▶ To be done:
Pictures do not belong in the output. Reproduce exactly the lines from the start of the records through the line with "import React from".
## START
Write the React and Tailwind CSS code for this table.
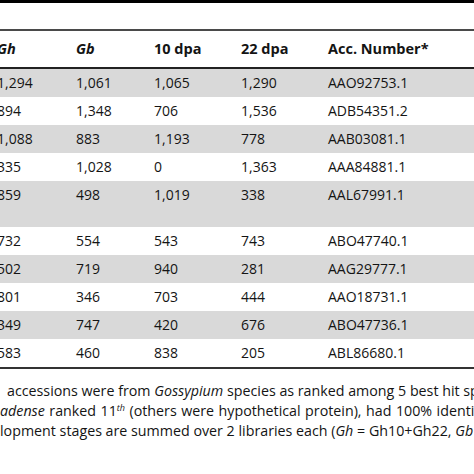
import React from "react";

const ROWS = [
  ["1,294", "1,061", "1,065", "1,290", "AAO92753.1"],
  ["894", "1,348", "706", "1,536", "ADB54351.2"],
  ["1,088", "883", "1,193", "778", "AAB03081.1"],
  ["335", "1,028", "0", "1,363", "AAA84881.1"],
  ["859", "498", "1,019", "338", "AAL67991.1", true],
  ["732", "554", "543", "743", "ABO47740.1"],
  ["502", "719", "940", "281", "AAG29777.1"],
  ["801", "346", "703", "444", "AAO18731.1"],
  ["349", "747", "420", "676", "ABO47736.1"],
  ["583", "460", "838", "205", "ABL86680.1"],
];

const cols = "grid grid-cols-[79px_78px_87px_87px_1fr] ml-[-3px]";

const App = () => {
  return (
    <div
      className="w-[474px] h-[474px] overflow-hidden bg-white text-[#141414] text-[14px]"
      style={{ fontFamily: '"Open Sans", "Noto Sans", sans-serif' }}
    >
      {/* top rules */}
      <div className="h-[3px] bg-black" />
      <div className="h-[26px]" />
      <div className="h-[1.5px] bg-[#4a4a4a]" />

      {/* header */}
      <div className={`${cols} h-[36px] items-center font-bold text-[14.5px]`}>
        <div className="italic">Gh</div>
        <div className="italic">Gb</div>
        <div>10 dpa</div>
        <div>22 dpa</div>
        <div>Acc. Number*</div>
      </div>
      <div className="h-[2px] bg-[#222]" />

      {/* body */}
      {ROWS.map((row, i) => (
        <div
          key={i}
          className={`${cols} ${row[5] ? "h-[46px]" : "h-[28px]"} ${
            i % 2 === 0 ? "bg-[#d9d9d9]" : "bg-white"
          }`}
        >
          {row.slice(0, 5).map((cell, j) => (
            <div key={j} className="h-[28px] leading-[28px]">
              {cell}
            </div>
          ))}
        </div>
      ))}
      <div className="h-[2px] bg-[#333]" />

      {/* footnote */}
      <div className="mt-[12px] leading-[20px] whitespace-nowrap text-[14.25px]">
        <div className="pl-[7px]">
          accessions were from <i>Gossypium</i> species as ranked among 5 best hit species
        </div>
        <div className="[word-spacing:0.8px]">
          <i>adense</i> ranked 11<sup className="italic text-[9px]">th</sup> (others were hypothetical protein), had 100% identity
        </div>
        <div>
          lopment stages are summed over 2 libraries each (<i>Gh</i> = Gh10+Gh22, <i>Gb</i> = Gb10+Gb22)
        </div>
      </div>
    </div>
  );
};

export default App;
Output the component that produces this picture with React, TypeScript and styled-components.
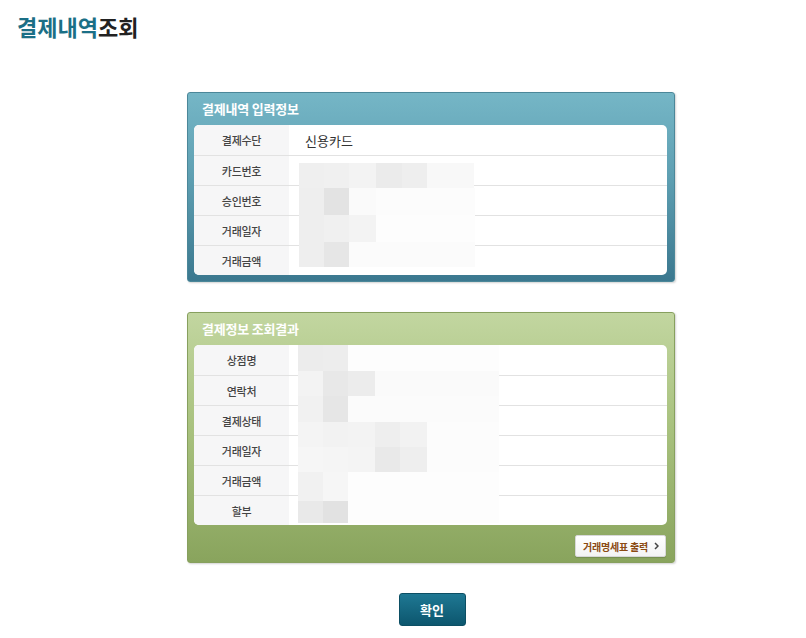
## END
▶ Worked answer:
Write the React and Tailwind CSS code for this table.
import React from "react";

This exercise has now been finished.